Random accesses will be no better off on DDR5, this is what the cache helps massively with. When you're processing large chunks of data, the memory is prefetched ahead of the CPU using it, so size of cache doesn't really help there. Bandwidth helps in those situations.
The issue with missing the CPU's cache is not so much to do with bandwidth, but to do latency.
If a fetch hits the L3 cache, it has to deal with a latency of around 10-15ns. But if it hits the memory, it will have a latency of 60-80ns, depending on the memory.
DDR5 cycle rates are similar to DDR4. Slightly higher, but not much.
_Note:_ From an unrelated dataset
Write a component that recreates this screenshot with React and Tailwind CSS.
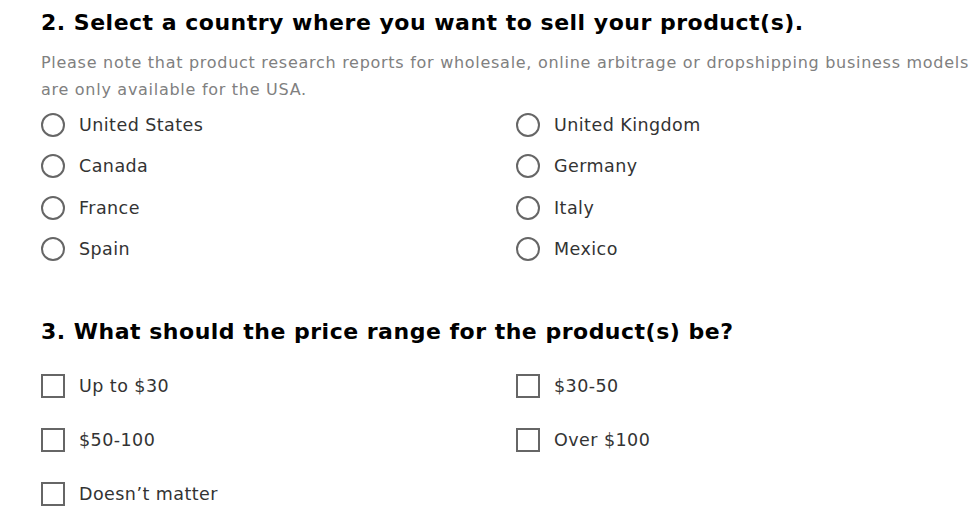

So DDR5 won't help when there is a cache miss.

Sorry for not being 100% clear.
The statement was that all CPUes should have 3D cache from now on.

There are Workloads that benefit from DDR5 even though the latency is higher (Render, compression and a few games), so that performance boost might eat into the cache boost benefit.

The price difference between 5800x and 5800 3D is 120 € where I live.
There are workloads that do not benefit from 3D cache on the 5800x, this will probably not change much for the 6000-7000 series, so in some cases the money is better spend on 2-4 cores extra, instead of paying the same money for 3D cache.
It may also not be possible to use 3D cache on CPUes with 105W TDP or higher, unless they change from 2 to 4 chiplets on normal desktop, to spread the heat out.